Exercise prompt: Print only the lines from the top of the data through the line with "const icon = (paths: unknown, box", both included, skipping every picture.

Dataset section:
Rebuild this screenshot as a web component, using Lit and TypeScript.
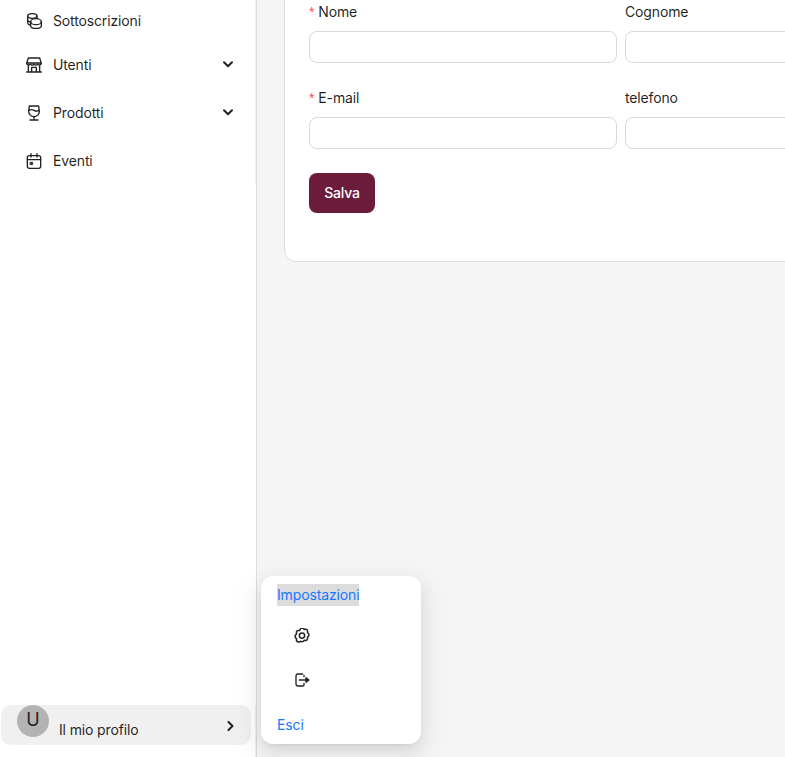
import { LitElement, html, css, svg } from "lit";
import { customElement } from "lit/decorators.js";

const icon = (paths: unknown, box = "0 0 24 24") => html`<svg class="ico" width="16" height="16" viewBox=${box} fill="none" stroke="currentColor" stroke-width="2" stroke-linecap="round" stroke-linejoin="round">${paths}</svg>`;

const coins = svg`<ellipse cx="9.500" cy="4.500" rx="7" ry="3.500"/><path d="M2.500 4.500v10c0 1.500 1.200 2.800 3.500 3.500M2.500 10c0 1.500 1.200 2.800 3.500 3.500M16.500 4.500v3.500"/><ellipse cx="15" cy="13" rx="8" ry="4.500"/><path d="M7 13v6c0 2.500 3.600 4 8 4s8-1.500 8-4v-6"/>`;
const store = svg`<path d="M3.500 1.500h17l2.500 8a3 3 0 0 1-5.500 1 3 3 0 0 1-5.500 0 3 3 0 0 1-5.500 0 3 3 0 0 1-5.500-1z"/><path d="M1 9h22M3.500 12.500V22.500h17V12.500M8.500 22.500v-7h7v7M1 22.500h22"/>`;
const wine = svg`<path d="M5 1.500h14l1 8a8 8 0 0 1-16 0z"/><path d="M12 17.500v5M6 22.500h12M4.500 8c2.500-1.500 5-1.500 7.500 0s5 1.500 7.500 0"/>`;
const cal = svg`<rect x="2" y="4" width="20" height="19" rx="3"/><path d="M7.500 1v5M16.500 1v5M2 10h20"/><rect x="6.500" y="14" width="3.500" height="3.500" fill="currentColor" stroke-width="1"/>`;
const gear = svg`<path d="M10.300 2.600a2.400 2.400 0 0 1 3.400 0l1.300 1.200 1.800-.100a2.400 2.400 0 0 1 2.500 2.500l-.100 1.800 1.200 1.300a2.400 2.400 0 0 1 0 3.400L19.200 14l.1 1.800a2.400 2.400 0 0 1-2.500 2.500l-1.800-.100-1.300 1.200a2.400 2.400 0 0 1-3.400 0L9 20.200l-1.800.1a2.400 2.400 0 0 1-2.500-2.500l.100-1.800-1.200-1.300a2.400 2.400 0 0 1 0-3.400L4.800 9.500l-.1-1.800a2.400 2.400 0 0 1 2.500-2.500L9 5.300z" transform="translate(0 -.500)"/><circle cx="12" cy="11.500" r="3.500"/>`;
const logout = svg`<path d="M13 3H6a3 3 0 0 0-3 3v12a3 3 0 0 0 3 3h7a2 2 0 0 0 2-2v-2M15 7V5"/><path d="M8 12h11"/><path d="M18 8.500l4.500 3.500-4.500 3.500z" fill="currentColor"/>`;
const chevDown = html`<svg class="chev" width="10" height="7" viewBox="0 0 10 7" fill="none" stroke="currentColor" stroke-width="2" stroke-linecap="round" stroke-linejoin="round"><path d="M1 1.200l4 4 4-4"/></svg>`;
const chevRight = html`<svg class="chev" width="7" height="10" viewBox="0 0 7 10" fill="none" stroke="currentColor" stroke-width="2" stroke-linecap="round" stroke-linejoin="round"><path d="M1.500 1l4 4-4 4"/></svg>`;

@customElement("app-root")
export class AppRoot extends LitElement {
  static styles = css`
    :host { display: block; height: 757px; overflow: hidden; position: relative; font-family: Inter, "Liberation Sans", sans-serif; font-size: 14px; line-height: 22px; letter-spacing: -.14px; color: rgba(0,0,0,.88); background: #f5f5f5; }
    .layout { display: flex; height: 757px; }
    .side { box-sizing: border-box; width: 257px; flex: none; background: #fff; border-right: 1px solid #ddd; display: flex; flex-direction: column; justify-content: space-between; }
    .nav { display: flex; flex-direction: column; padding-top: 1px; padding-bottom: 2px; border-right: 1px solid rgba(5,5,5,.06); }
    .item { height: 40px; display: flex; align-items: center; padding: 0 22px 0 26px; gap: 11px; margin-bottom: 8px; }
    .item:first-child { margin-bottom: 4px; }
    .item:last-child { margin-bottom: 0; }
    .item span { flex: 1; }
    .ico { display: block; flex: none; color: #222; }
    .chev { display: block; flex: none; color: #222; }
    .item .chev { margin-top: -2px; }
    .foot { padding: 0 4px 12px 1px; height: 40px; border-right: 1px solid rgba(5,5,5,.06); }
    .profile { height: 40px; border-radius: 10px; background: #f0f0f0; display: flex; align-items: flex-start; padding: 0 17px 0 16px; box-sizing: border-box; }
    .avatar { width: 32px; height: 32px; border-radius: 50%; background: #b3b3b3; color: #222; font-size: 18px; line-height: 30px; text-align: center; flex: none; }
    .pname { flex: 1; margin-left: 10px; margin-top: 14px; line-height: 22px; }
    .arrow { margin-top: 16px; }
    .main { flex: 1; min-width: 0; padding-left: 27px; }
    .card { box-sizing: border-box; width: 800px; height: 301px; margin-top: -39px; background: #fff; border: 1px solid #ddd; border-radius: 12px; padding: 39px 24px 0; }
    .grid { display: grid; grid-template-columns: 308px 308px; column-gap: 8px; row-gap: 24px; }
    .field label { display: block; height: 22px; margin-bottom: 8px; }
    .req { color: #ff4d4f; margin-right: 4px; font-family: "Liberation Sans", sans-serif; }
    .input { box-sizing: border-box; height: 32px; border: 1px solid #d9d9d9; border-radius: 8px; background: #fff; display: block; width: 100%; padding: 0; margin: 0; }
    .save { margin-top: 24px; width: 66px; height: 40px; border: 0; border-radius: 8px; background: #6d1b3b; color: #fff; font: 500 14px/22px Inter, sans-serif; letter-spacing: -.2px; display: block; padding: 0; }
    .pop { position: absolute; left: 261px; top: 576px; width: 160px; height: 168px; box-sizing: border-box; background: #fff; border-radius: 12px; box-shadow: 0 6px 16px rgba(0,0,0,.08), 0 3px 6px -4px rgba(0,0,0,.12), 0 9px 28px 8px rgba(0,0,0,.05); padding: 8px 16px; display: flex; flex-direction: column; }
    .link { color: #1677ff; line-height: 22px; display: block; }
    .sel { background: #dcdcdc; align-self: flex-start; }
    .act { height: 44px; display: flex; align-items: center; padding-left: 17px; }
    .acts { margin-top: 8px; }
    .esci { margin-top: 12px; }
  `;

  field(label: string, req: boolean) {
    return html`<div class="field"><label>${req ? html`<span class="req">*</span>` : ""}${label}</label><input class="input" /></div>`;
  }

  render() {
    return html`
      <div class="layout">
        <aside class="side">
          <nav class="nav">
            <div class="item">${icon(coins)}<span>Sottoscrizioni</span></div>
            <div class="item">${icon(store)}<span>Utenti</span>${chevDown}</div>
            <div class="item">${icon(wine)}<span>Prodotti</span>${chevDown}</div>
            <div class="item">${icon(cal)}<span>Eventi</span></div>
          </nav>
          <div class="foot">
            <div class="profile"><div class="avatar">U</div><div class="pname">Il mio profilo</div><div class="arrow">${chevRight}</div></div>
          </div>
        </aside>
        <main class="main">
          <section class="card">
            <div class="grid">
              ${this.field("Nome", true)}${this.field("Cognome", false)}
              ${this.field("E-mail", true)}${this.field("telefono", false)}
            </div>
            <button class="save">Salva</button>
          </section>
        </main>
      </div>
      <div class="pop">
        <span class="link sel">Impostazioni</span>
        <div class="acts">
          <div class="act">${icon(gear, "1.500 1.500 21 21")}</div>
          <div class="act">${icon(logout)}</div>
        </div>
        <span class="link esci">Esci</span>
      </div>
    `;
  }
}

Answer for this exercise:
Rebuild this screenshot as a web component, using Lit and TypeScript.
import { LitElement, html, css, svg } from "lit";
import { customElement } from "lit/decorators.js";

const icon = (paths: unknown, box = "0 0 24 24") => html`<svg class="ico" width="16" height="16" viewBox=${box} fill="none" stroke="currentColor" stroke-width="2" stroke-linecap="round" stroke-linejoin="round">${paths}</svg>`;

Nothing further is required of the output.